Kemunculan keturunan wali songo ini ternyata tidak mulus begitu saja, karena beberapa waktu kemudian telah menimbulkan "gesekan" pada fihak lain terutama pada beberapa kalangan habaib karena mereka dianggap dari jalur wanita. Selain itu muncul sebuah pendapat dari beberapa habaib lain jika zuriah walisongo nasabnya dianggap terputus karena tidak adanya kitab yang sezaman yang menulis keberadaan mereka. Tentunya dengan adanya pendapat tersebut telah memunculkan kegelisahan yang mendalam pada zuriah wali songo sampai pernah ada yang menangis dan marah dihadapan saya karena nasab datuk²nya dianggap terputus. Di sisi lain ada kasus perkasus dimana ada juga oknum² yang mengambil kesempatan dalam kesempitan dengan mencangkok nasab keturunan wali songo untuk kepentingan pribadi sehingga semakin membuat rumit permasalahan nasab wali songo.
Intimidasi bahkan sikap kurang pantas menerpa pada beberapa zuriah wali songo termasuk zuriah wali songo pendiri kesultanan Islam besar seperti Kesultanan Islam Darussalam Palembang, Kesultanan Islam Banten, Kesultanan Islam Cirebon, dll.
Sekalipun demikian ada juga beberapa habaib yang tidak setuju akan pendapat "terputusnya keturunan Wali Songo". Diantara mereka ada yang mempunyai pertautan nasab melalui pernikahan. Ada juga karena faktor sanad keilmuwan.
Fam Al Azmatkhan yang berasal dari Imam Abdul Malik bin Imam Alwi Ammul Faqih (paman alfaqih muqaddam) akhirnya juga menjadi olok-olok ketika digunakan zuriah Wali Songo sebagian mereka yang buta akan literasi ilmu nasab. Sampai ada yang tega mengatakan Zuriah Nabi kok hidungnya pesek, zuriah Nabi kok mukanya gak Arab, apa Azmatkhan ? Sama kayak Shah Rukh Khan ya ? Intinya jika memakai gelar Al Azmatkhan maka dianggap mengada ada dan pengen diaku sebagai orang India, haluu kata mereka yang anti dengan nama fam ini, padahal nama tersebut bisa ditemukan pada kitab² nasab dan pohon nasab Alawiyin.

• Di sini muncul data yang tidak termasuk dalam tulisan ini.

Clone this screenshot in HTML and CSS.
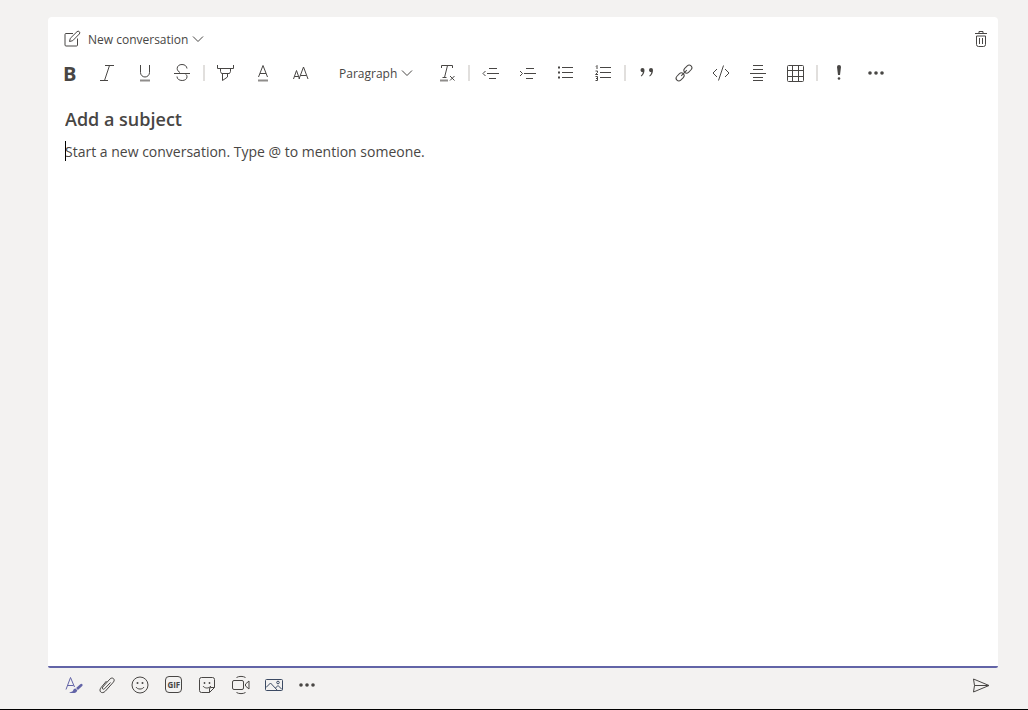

Hal itu terus berlangsung sebelum munculnya isu nasab tahun 2023 yang menggegerkan. Pendapat bahwa nasab walisongo telah terputus bahkan ada yang berusaha mensosialisasikannya terus menerus sehingga membuat takut sebagian keturunan Wali Songo dan lebih memilih nama nama pribumi. Tidak sedikit yang dengan entengnya mengatakan bahwa nasab walisongo itu berasal dari ahwal. Ahwal yang bermakna "BUKAN KETURUNAN NABI" atau dimaknai sebagai jalur perempuan sering dimunculkan untuk keturunan Wali Songo dan ini jelas sangat melukai keturunan² langsung walisongo tanpa putus (garis nasab). Istilah Ahwal bahkan juga sudah merambah kepada klan arab non sayyid kepada etnis etnis di Nusantara (walaupun mungkin tidak semua). Saya sendiri pernah mendengar istilah ini ketika salah satu kerabat saya yang akan menikah. Tentu saja mendengar istilah itu perasaan saya agak gimana gitu...
Sebagai orang yang juga mengikuti perkembangan dunia nasab dari tahun ke tahun tentu hal² tersebut diatas sangatlah mengkhawatirkan saya...saya tidak berharap gara² masalah nasab ini terjadi perang saudara. Jangan karena pendapat orang per orang atau lembaga per lembaga semua lantas dipukul rata, semua lantas disamakan. Saya faham walaupun efek pendapat "keturunan wali songo terputus" cukup besar terutama di kalangan yang minim akan data sejarah dan data nasab wali songo, tapi bukan berarti kita mengatakan bahwa semua habaib pendapatnya sama. Memang pendapat "terputusnya keturunan Wali Songo" akan sangat berbahaya jika ditelan mentah-mentah oleh masyarakat awam karena ini adalah klaim sefihak.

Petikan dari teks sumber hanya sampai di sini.